## Material to process
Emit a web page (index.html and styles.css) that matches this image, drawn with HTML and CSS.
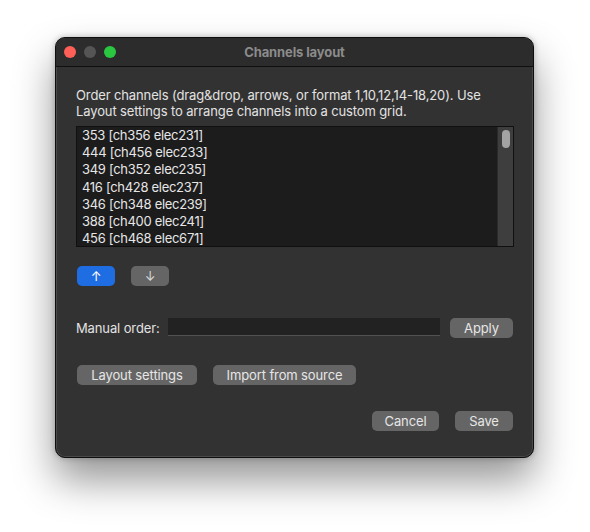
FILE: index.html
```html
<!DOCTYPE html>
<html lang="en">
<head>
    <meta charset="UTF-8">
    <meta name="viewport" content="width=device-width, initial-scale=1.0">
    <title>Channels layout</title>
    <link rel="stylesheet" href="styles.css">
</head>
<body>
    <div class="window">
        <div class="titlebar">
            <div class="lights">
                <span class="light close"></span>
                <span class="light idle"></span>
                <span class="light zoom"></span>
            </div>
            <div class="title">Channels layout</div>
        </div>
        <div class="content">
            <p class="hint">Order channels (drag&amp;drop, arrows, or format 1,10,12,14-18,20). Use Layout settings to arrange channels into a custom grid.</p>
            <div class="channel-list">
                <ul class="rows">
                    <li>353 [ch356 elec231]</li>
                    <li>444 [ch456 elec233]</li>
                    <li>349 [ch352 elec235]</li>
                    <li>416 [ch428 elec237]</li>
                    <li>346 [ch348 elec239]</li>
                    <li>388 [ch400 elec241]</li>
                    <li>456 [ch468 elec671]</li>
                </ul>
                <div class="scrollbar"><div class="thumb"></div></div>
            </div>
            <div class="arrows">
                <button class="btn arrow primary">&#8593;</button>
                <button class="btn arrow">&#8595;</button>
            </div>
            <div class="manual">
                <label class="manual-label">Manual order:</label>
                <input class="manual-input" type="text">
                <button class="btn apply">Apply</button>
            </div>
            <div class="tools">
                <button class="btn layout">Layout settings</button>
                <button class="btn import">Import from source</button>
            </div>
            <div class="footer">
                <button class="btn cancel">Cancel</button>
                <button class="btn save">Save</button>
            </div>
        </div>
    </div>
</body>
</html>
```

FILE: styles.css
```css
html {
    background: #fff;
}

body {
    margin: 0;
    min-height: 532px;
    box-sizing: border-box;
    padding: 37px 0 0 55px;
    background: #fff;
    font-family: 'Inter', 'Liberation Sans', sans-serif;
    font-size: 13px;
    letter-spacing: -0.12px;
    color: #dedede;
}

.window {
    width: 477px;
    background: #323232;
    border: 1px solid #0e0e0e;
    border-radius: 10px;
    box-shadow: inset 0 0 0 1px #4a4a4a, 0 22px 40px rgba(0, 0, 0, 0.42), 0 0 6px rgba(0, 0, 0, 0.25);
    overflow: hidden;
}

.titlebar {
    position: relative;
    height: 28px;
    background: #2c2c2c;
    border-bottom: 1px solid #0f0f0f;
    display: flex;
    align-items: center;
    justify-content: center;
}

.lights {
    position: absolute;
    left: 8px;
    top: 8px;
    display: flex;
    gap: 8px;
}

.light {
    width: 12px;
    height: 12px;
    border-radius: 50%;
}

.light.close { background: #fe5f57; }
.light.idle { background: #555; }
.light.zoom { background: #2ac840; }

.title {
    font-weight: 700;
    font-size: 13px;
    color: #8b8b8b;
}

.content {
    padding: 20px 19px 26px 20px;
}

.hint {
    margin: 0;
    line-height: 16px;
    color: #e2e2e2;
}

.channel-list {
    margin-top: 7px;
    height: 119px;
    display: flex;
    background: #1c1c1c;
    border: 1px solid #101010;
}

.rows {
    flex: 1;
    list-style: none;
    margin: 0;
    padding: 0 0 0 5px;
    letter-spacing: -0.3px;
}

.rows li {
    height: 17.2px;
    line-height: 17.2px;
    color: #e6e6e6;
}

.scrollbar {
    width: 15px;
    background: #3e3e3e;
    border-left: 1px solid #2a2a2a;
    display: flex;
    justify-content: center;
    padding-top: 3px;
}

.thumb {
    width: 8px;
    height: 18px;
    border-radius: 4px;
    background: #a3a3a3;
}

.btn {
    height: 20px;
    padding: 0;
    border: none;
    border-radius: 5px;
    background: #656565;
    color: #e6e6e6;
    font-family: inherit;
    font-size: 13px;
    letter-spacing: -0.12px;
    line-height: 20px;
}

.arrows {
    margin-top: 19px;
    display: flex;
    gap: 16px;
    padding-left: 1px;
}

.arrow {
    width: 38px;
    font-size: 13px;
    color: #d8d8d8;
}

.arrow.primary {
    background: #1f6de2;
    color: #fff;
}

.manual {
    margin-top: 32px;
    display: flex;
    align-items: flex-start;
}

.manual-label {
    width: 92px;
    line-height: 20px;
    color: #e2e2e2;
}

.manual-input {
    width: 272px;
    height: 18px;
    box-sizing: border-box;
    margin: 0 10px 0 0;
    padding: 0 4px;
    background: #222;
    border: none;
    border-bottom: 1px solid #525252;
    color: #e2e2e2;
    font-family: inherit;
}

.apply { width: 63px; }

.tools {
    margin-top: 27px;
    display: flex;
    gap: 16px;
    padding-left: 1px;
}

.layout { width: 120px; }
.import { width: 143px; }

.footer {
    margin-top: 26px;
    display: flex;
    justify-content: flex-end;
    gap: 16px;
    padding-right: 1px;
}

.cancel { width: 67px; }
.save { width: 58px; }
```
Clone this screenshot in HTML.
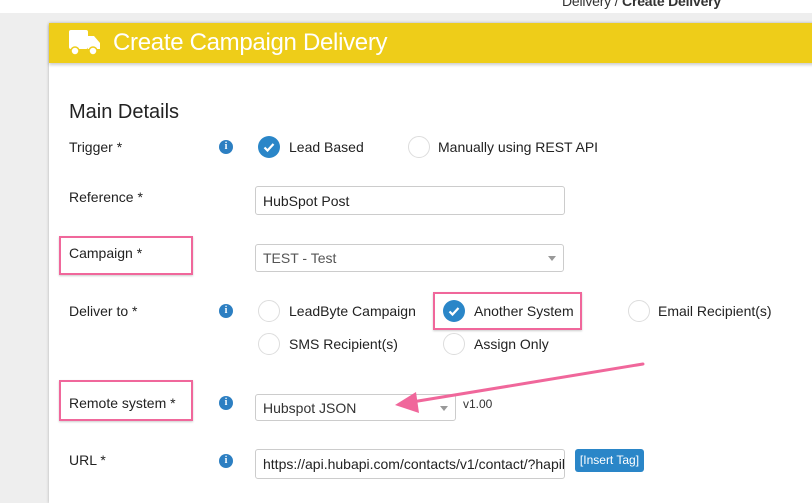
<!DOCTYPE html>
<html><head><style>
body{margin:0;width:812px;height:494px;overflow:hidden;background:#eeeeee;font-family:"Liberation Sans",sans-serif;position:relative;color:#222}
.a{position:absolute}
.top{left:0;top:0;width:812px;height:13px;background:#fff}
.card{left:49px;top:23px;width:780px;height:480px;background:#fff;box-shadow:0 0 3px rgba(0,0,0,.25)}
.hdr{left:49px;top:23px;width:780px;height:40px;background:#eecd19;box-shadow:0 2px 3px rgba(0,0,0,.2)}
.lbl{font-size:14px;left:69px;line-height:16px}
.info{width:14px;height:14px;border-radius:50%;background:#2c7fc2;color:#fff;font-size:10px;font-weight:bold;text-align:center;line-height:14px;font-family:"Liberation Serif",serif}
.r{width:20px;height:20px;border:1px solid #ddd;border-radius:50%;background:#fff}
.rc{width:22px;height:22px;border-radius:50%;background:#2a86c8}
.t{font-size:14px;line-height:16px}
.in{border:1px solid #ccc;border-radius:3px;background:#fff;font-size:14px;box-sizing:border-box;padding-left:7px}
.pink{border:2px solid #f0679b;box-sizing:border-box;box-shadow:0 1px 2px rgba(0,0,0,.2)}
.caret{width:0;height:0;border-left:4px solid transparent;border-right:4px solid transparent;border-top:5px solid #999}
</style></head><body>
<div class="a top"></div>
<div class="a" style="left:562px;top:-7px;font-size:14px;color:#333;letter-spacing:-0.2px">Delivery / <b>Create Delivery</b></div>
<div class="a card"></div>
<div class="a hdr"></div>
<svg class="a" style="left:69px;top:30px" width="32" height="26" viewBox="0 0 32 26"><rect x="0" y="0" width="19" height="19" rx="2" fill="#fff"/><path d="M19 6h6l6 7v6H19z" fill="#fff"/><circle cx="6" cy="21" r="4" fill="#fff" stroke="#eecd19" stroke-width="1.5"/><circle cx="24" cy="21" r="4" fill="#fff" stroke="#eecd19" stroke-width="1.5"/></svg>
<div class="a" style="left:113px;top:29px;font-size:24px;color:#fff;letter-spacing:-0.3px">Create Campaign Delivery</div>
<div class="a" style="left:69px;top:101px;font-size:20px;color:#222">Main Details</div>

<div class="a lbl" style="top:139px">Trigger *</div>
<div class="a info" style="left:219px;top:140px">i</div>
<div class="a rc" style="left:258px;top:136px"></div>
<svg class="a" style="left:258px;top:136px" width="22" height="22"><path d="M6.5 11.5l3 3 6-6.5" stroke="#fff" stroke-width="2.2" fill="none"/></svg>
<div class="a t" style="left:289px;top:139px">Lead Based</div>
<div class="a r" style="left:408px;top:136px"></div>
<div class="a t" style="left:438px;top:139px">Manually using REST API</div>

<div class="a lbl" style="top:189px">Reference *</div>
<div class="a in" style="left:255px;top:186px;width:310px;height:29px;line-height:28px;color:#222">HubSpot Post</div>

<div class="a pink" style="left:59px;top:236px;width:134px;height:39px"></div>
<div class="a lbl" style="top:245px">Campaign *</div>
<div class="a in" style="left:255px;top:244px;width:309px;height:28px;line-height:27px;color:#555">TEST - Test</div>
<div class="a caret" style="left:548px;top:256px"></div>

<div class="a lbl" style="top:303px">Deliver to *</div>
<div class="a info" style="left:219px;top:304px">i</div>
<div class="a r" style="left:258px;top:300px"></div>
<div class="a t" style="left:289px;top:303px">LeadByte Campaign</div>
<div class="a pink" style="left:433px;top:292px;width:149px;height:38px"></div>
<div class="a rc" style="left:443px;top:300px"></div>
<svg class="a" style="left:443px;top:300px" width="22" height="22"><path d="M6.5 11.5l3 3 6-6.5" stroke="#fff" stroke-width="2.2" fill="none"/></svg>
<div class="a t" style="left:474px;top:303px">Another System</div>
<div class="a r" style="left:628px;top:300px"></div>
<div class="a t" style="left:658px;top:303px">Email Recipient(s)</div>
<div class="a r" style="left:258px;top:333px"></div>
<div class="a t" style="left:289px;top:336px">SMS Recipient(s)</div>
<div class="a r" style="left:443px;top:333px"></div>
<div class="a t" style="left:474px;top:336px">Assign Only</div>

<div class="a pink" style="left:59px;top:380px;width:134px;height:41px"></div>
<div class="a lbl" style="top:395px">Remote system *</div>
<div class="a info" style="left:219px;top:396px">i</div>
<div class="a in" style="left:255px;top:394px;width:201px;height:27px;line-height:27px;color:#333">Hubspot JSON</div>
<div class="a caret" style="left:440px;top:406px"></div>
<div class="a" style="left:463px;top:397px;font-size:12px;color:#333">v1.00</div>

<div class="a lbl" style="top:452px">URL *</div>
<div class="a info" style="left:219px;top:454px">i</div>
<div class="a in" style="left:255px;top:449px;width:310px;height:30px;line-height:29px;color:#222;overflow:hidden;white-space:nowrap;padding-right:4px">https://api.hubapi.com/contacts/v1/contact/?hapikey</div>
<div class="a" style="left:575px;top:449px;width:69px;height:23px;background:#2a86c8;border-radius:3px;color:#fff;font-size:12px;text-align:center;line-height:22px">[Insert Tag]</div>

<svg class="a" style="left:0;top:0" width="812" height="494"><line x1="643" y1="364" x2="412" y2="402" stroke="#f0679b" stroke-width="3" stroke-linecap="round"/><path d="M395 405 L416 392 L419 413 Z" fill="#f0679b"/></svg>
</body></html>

## Direction
Filter for "styles". Return all lines that hold it.

## Response
Emit a web page (index.html and styles.css) that matches this image, drawn with HTML and CSS.
    <link rel="stylesheet" href="styles.css">
FILE: styles.css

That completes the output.